Re: WIP: Covering + unique indexes.

From: Alexander Korotkov <a(dot)korotkov(at)postgrespro(dot)ru>
To: Peter Geoghegan <pg(at)bowt(dot)ie>
Cc: Anastasia Lubennikova <a(dot)lubennikova(at)postgrespro(dot)ru>, PostgreSQL Hackers <pgsql-hackers(at)lists(dot)postgresql(dot)org>
Subject: Re: WIP: Covering + unique indexes.
Date: 2018-04-01 17:09:38
Message-ID: CAPpHfdscXb8Rya=yBKTV_8qCnw=6CxcBLNH99t7j5THyPwDQpg@mail.gmail.com
Views: Raw Message | Whole Thread | Download mbox | Resend email
Thread:
Lists: pgsql-hackers

Hi, Peter!

On Sat, Mar 31, 2018 at 8:39 AM, Peter Geoghegan <pg(at)bowt(dot)ie> wrote:

> On Fri, Mar 30, 2018 at 4:08 PM, Alexander Korotkov
> <a(dot)korotkov(at)postgrespro(dot)ru> wrote:
> >> I'll try it. But I'm afraid that it's not as easy as you expect.
> >
> >
> > So, I have some implementation of storage of number of attributes inside
> > index tuple itself. I made it as additional patch on top of previous
> > patchset.
> > I attach the whole patchset in order to make commitfest.cputube.org
> happy.
>
> Looks like 0004-* became mangled. Can you send a version that is not
> mangled, please?
>

Oh, sorry for that. I forgot to remove some .orig and .rej files and they
accidentally appear in patch. Correct verion is attached.

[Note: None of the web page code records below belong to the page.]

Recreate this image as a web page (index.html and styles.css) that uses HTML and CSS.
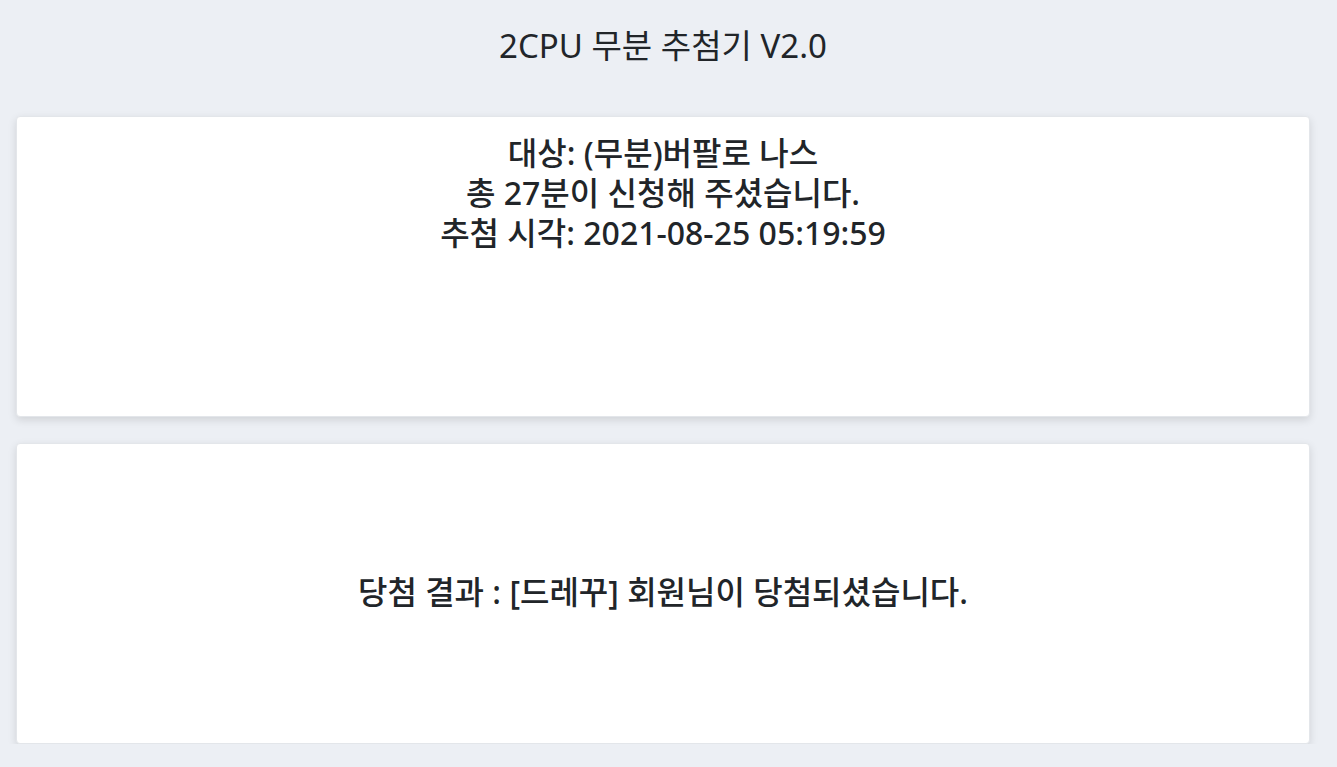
FILE: index.html
```html
<!DOCTYPE html>
<html lang="ko">
<head>
    <meta charset="UTF-8">
    <meta name="viewport" content="width=device-width, initial-scale=1.0">
    <title>2CPU 무분 추첨기 V2.0</title>
    <link rel="stylesheet" href="styles.css">
</head>
<body>
    <div class="wrap">
        <h1 class="title">2CPU 무분 추첨기 V2.0</h1>

        <div class="card info">
            <div>대상: (무분)버팔로 나스</div>
            <div>총 27분이 신청해 주셨습니다.</div>
            <div>추첨 시각: 2021-08-25 05:19:59</div>
        </div>

        <div class="card result">
            <div>당첨 결과 : [드레꾸] 회원님이 당첨되셨습니다.</div>
        </div>
    </div>
</body>
</html>
```

FILE: styles.css
```css
body {
    margin: 0;
    background-color: #eceff4;
    font-family: "Noto Sans", "Noto Sans CJK KR", sans-serif;
    color: #212529;
}
.wrap {
    margin-left: 16px;
    width: 1294px;
}
.title {
    margin: 0;
    padding: 24px 0 0 0;
    height: 90px;
    box-sizing: border-box;
    text-align: center;
    font-size: 33px;
    font-weight: 400;
    line-height: 44px;
}
.card {
    background-color: #fff;
    height: 301px;
    border-radius: 4px;
    border: 1px solid #e3e6ea;
    box-sizing: border-box;
    box-shadow: 0 3px 8px rgba(0,0,0,0.12);
    text-align: center;
    font-size: 32px;
    font-weight: 500;
}
.info {
    margin-top: 26px;
    padding-top: 16px;
    line-height: 40px;
}
.result {
    margin-top: 26px;
    padding-bottom: 8px;
    display: flex;
    align-items: center;
    justify-content: center;
}
```
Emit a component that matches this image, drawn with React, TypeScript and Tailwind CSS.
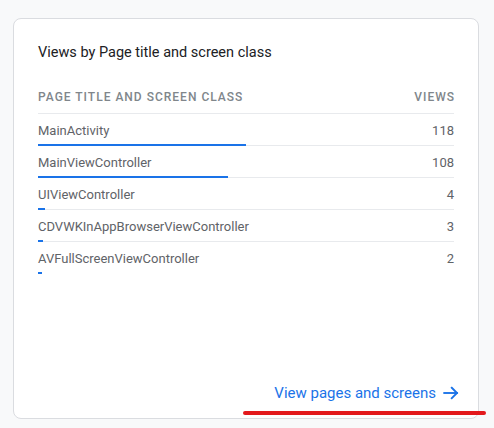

> I decided not to use 13th bit of IndexTuple flags. Instead I use only
> high
> > bit
> > of offset which is also always free on regular tuples. In fact, we
> already
> > use
> > assumption that there is at most 11 significant bits of index tuple
> offset
> > in
> > GIN (see ginpostinglist.c).
>
> So? GIN doesn't have the same legacy at all. The GIN posting lists
> *don't* have regular heap TID pointers at all. They started out
> without them, and still don't have them.
>

Yes, GIN never stored heap TID pointers in t_tid of index tuple. But GIN
assumes that heap TID pointer has at most 11 significant bits during
posting list encoding.

> However, I find following arguments against implementing this feature
> > in covering indexes.
> >
> > * We write number of attributes present into tuple. But how to prove
> that
> > it's correct. I add appropriate checks to amcheck. But I don't think
> all
> > the
> > users runs amcheck frequent enough. Thus, in order to be sure that it's
> > correct we should check number of attributes is written correct
> everywhere
> > in the B-tree code.
>
> Use an assertion. Problem solved.
>

I don't think we should use assertions, because they are typically disabled
on
production PostgreSQL builds. But we can have some explicit check in some
common path. In the attached patch I've such check to _bt_compare().
Probably,
together with amcheck, that would be sufficient.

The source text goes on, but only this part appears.